The initial step size dt0 that is being passed into diffrax.diffeqsolve is very large. When the solver makes its first numerical step, using this step size, we end up in a nonphysical region of space for which y[2] is negative.
Too-large step sizes normally aren’t a problem, as the stepsize controller will just reject these. Except the vector field for this system is sort-of-questionably-defined: it includes a square root, in particular jnp.sqrt(y[2]). And jnp.sqrt(something negative) produces a NaN.
Thus instead of seeing “this error is too large”, the stepsize controller just sees a NaN, which it doesn’t know how to handle, and the whole thing chokes.

As a general rule, you shouldn’t use vector fields that are capable of returning NaNs: the NaN can propagate and break things in strange ways, as it has done here. (In this case, both the sqrt and the / are pretty suspicious.)

It’s actually pretty hard to come up with a sensible policy for handling NaNs in all the various cases they might arise. Still, at least for this case it’s clear that we want to reject the step – I’ll submit a PR soon so that diffrax.PIDController rejects steps in the event of a NaN.
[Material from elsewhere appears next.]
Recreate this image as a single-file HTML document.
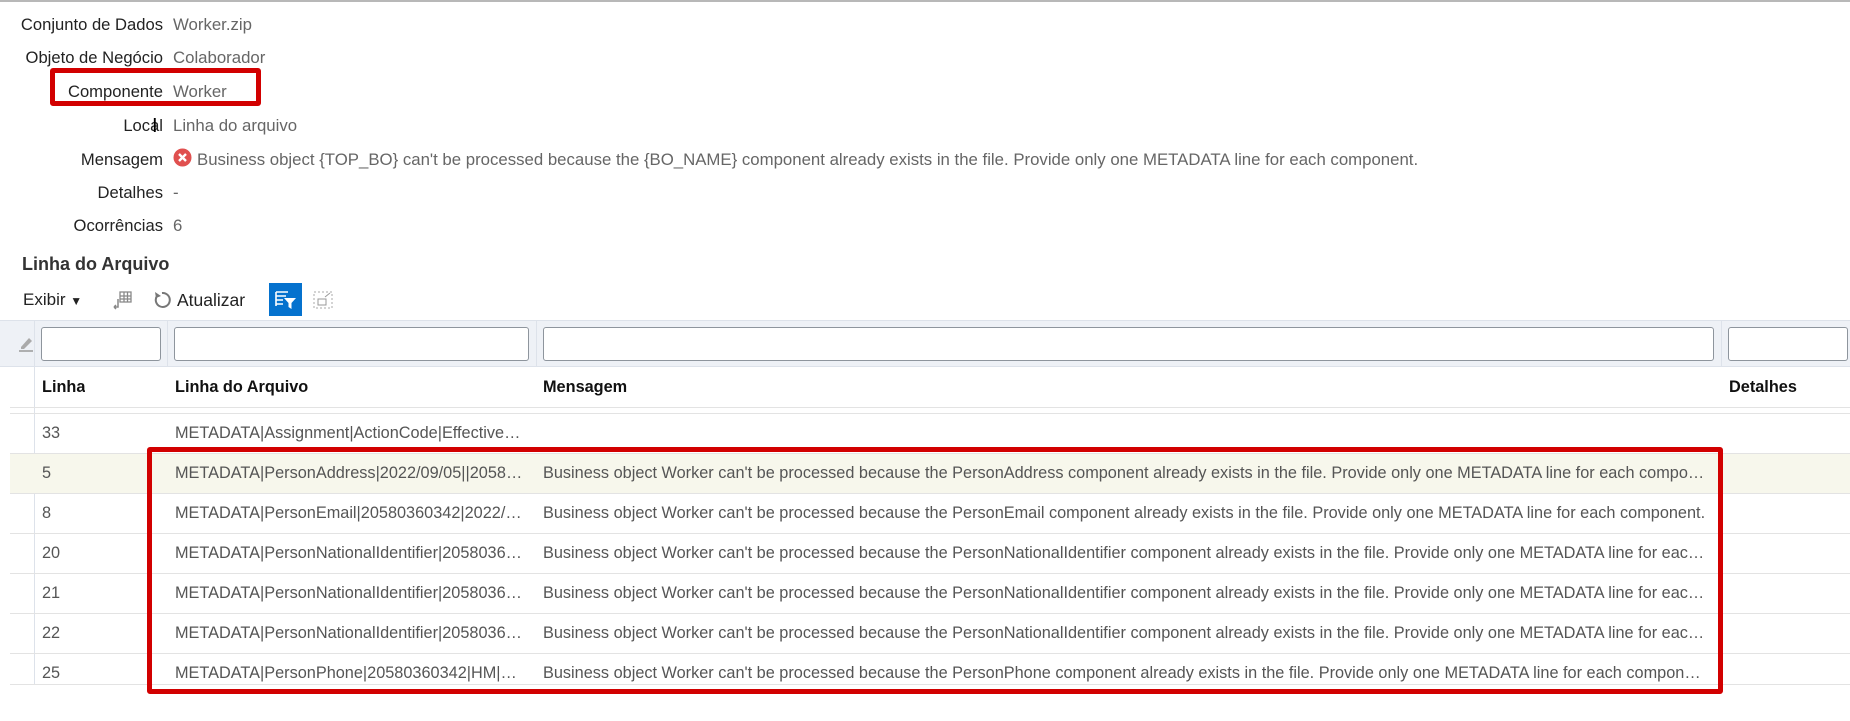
<!DOCTYPE html>
<html><head><meta charset="utf-8"><style>
*{margin:0;padding:0;box-sizing:border-box}
body{width:1850px;height:721px;background:#fff;position:relative;overflow:hidden;font-family:"Liberation Sans",Arial,sans-serif}
.top{position:absolute;left:0;top:0;width:1850px;height:2px;background:#b8b8b8}
.lbl{position:absolute;width:163px;left:0;text-align:right;font-size:16.6px;color:#222;line-height:20px}
.val{position:absolute;left:173px;font-size:16.8px;color:#666;line-height:20px;white-space:nowrap}
.abs{position:absolute}
.rbox{position:absolute;border:5px solid #d20000;border-radius:3px}
.t{position:absolute;font-size:16.3px;font-family:Arial,"Liberation Sans",sans-serif;white-space:nowrap;overflow:hidden;text-overflow:ellipsis;line-height:20px}
.hl{position:absolute;left:10px;width:1840px;height:1px;background:#e3e3e3}
.inp{position:absolute;top:327px;height:34px;border:1px solid #8e959d;border-radius:3px;background:#fff}
</style></head><body>
<div class="top"></div>

<div class="lbl" style="top:15px">Conjunto de Dados</div><div class="val" style="top:15px">Worker.zip</div>
<div class="lbl" style="top:48px">Objeto de Negócio</div><div class="val" style="top:48px">Colaborador</div>
<div class="lbl" style="top:82px">Componente</div><div class="val" style="top:82px">Worker</div>
<div class="lbl" style="top:116px">Local</div><div class="val" style="top:116px">Linha do arquivo</div>
<div class="lbl" style="top:150px">Mensagem</div>
<svg class="abs" style="left:173px;top:148px" width="19" height="19" viewBox="0 0 19 19"><circle cx="9.5" cy="9.5" r="9" fill="#e0504f"/><path d="M6 6L13 13M13 6L6 13" stroke="#fff" stroke-width="2.4"/></svg>
<div class="val" style="top:150px;left:197px">Business object {TOP_BO} can't be processed because the {BO_NAME} component already exists in the file. Provide only one METADATA line for each component.</div>
<div class="lbl" style="top:183px">Detalhes</div><div class="val" style="top:183px">-</div>
<div class="lbl" style="top:216px">Ocorrências</div><div class="val" style="top:216px">6</div>
<div class="rbox" style="left:50px;top:68px;width:211px;height:38px"></div>
<div class="abs" style="left:152px;top:116px;font-size:20px;line-height:20px">I</div>

<div class="abs" style="left:22px;top:254px;font-size:18px;font-weight:bold;color:#333">Linha do Arquivo</div>

<div class="abs" style="left:23px;top:290px;font-size:17px;color:#222">Exibir <span style="font-size:12px">▼</span></div>
<svg class="abs" style="left:113px;top:290px" width="20" height="20" viewBox="0 0 20 20"><path d="M7 2h11v10H7zM7 6h11M7 9h11M11 2v10M14.5 2v10" stroke="#888" fill="none" stroke-width="1.3"/><path d="M5 9v8H1M1 17l2-2M1 17l2 2" stroke="#888" fill="none" stroke-width="1.5"/></svg>
<svg class="abs" style="left:153px;top:291px" width="18" height="18" viewBox="0 0 18 18"><path d="M4 5A7 7 0 1 0 9 2" stroke="#777" stroke-width="2" fill="none"/><path d="M2 1l1 6 5-2z" fill="#777"/></svg>
<div class="abs" style="left:177px;top:290px;font-size:17.5px;color:#222">Atualizar</div>
<div class="abs" style="left:269px;top:283px;width:33px;height:33px;background:#0572ce"></div>
<svg class="abs" style="left:275px;top:290px" width="22" height="20" viewBox="0 0 22 20"><path d="M1 2h12M1 6h10M1 10h7M1 14h7M1 2v14" stroke="#fff" stroke-width="1.6" fill="none"/><path d="M9 8h12l-4.5 5v6l-3-2v-4z" fill="#fff"/></svg>
<svg class="abs" style="left:313px;top:291px" width="20" height="18" viewBox="0 0 20 18"><rect x="1" y="1" width="18" height="16" stroke="#aaa" stroke-dasharray="2 2" fill="none"/><rect x="5" y="8" width="8" height="6" stroke="#999" fill="none"/><path d="M12 6l5-4" stroke="#999"/></svg>

<div class="abs" style="left:0;top:320px;width:1850px;height:47px;background:#eef1f6;border-top:1px solid #dde2ea;border-bottom:1px solid #dde2ea"></div>
<div class="abs" style="left:34px;top:320px;width:1px;height:364px;background:#dde2ea"></div>
<div class="abs" style="left:167px;top:320px;width:1px;height:47px;background:#dde2ea"></div>
<div class="abs" style="left:536px;top:320px;width:1px;height:47px;background:#dde2ea"></div>
<div class="abs" style="left:1721px;top:320px;width:1px;height:47px;background:#dde2ea"></div>
<svg class="abs" style="left:18px;top:335px" width="16" height="17" viewBox="0 0 16 17"><path d="M3 12L11 3l3 3-8 8H3z" fill="#aaa"/><path d="M1 16h14" stroke="#999" stroke-width="1.5"/></svg>
<div class="inp" style="left:41px;width:120px"></div>
<div class="inp" style="left:174px;width:355px"></div>
<div class="inp" style="left:543px;width:1171px"></div>
<div class="inp" style="left:1728px;width:120px"></div>

<div class="t" style="left:42px;top:377px;font-weight:bold;color:#111">Linha</div>
<div class="t" style="left:175px;top:377px;font-weight:bold;color:#111">Linha do Arquivo</div>
<div class="t" style="left:543px;top:377px;font-weight:bold;color:#111">Mensagem</div>
<div class="t" style="left:1729px;top:377px;font-weight:bold;color:#111">Detalhes</div>
<div class="hl" style="top:407px"></div>
<div class="hl" style="top:413px"></div>

<div class="abs" style="left:10px;top:453px;width:1840px;height:40px;background:#f7f7ec"></div>
<div class="hl" style="top:453px"></div><div class="hl" style="top:493px"></div><div class="hl" style="top:533px"></div><div class="hl" style="top:573px"></div><div class="hl" style="top:613px"></div><div class="hl" style="top:653px"></div><div class="hl" style="top:684px"></div>

<div style="color:#555">
<div class="t" style="left:42px;top:423px">33</div>
<div class="t" style="left:175px;top:423px;width:350px">METADATA|Assignment|ActionCode|EffectiveStartDate</div>

<div class="t" style="left:42px;top:463px">5</div>
<div class="t" style="left:175px;top:463px;width:350px">METADATA|PersonAddress|2022/09/05||20580360342</div>
<div class="t" style="left:543px;top:463px;width:1165px">Business object Worker can't be processed because the PersonAddress component already exists in the file. Provide only one METADATA line for each component.</div>

<div class="t" style="left:42px;top:503px">8</div>
<div class="t" style="left:175px;top:503px;width:350px">METADATA|PersonEmail|20580360342|2022/09/05</div>
<div class="t" style="left:543px;top:503px;width:1165px">Business object Worker can't be processed because the PersonEmail component already exists in the file. Provide only one METADATA line for each component.</div>

<div class="t" style="left:42px;top:543px">20</div>
<div class="t" style="left:175px;top:543px;width:350px">METADATA|PersonNationalIdentifier|20580360342</div>
<div class="t" style="left:543px;top:543px;width:1165px">Business object Worker can't be processed because the PersonNationalIdentifier component already exists in the file. Provide only one METADATA line for each component.</div>

<div class="t" style="left:42px;top:583px">21</div>
<div class="t" style="left:175px;top:583px;width:350px">METADATA|PersonNationalIdentifier|20580360342</div>
<div class="t" style="left:543px;top:583px;width:1165px">Business object Worker can't be processed because the PersonNationalIdentifier component already exists in the file. Provide only one METADATA line for each component.</div>

<div class="t" style="left:42px;top:623px">22</div>
<div class="t" style="left:175px;top:623px;width:350px">METADATA|PersonNationalIdentifier|20580360342</div>
<div class="t" style="left:543px;top:623px;width:1165px">Business object Worker can't be processed because the PersonNationalIdentifier component already exists in the file. Provide only one METADATA line for each component.</div>

<div class="t" style="left:42px;top:663px">25</div>
<div class="t" style="left:175px;top:663px;width:350px">METADATA|PersonPhone|20580360342|HM|2022</div>
<div class="t" style="left:543px;top:663px;width:1165px">Business object Worker can't be processed because the PersonPhone component already exists in the file. Provide only one METADATA line for each component.</div>
</div>

<div class="rbox" style="left:147px;top:447px;width:1576px;height:247px"></div>
</body></html>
For posterity, a couple of other solutions to this problem (right now, even without this upcoming PR):

Pass either dt0=None or dt0=something small: in this case we never end up in an unphysical region of space, things work as normal, and both Diffrax and solve_ivp obtain identical solutions.
Ensure that your vector field is never capable of returning a NaN. In your case, out = jnp.stack(...); return jnp.where(jnp.isnan(out), jnp.inf, out) will suffice.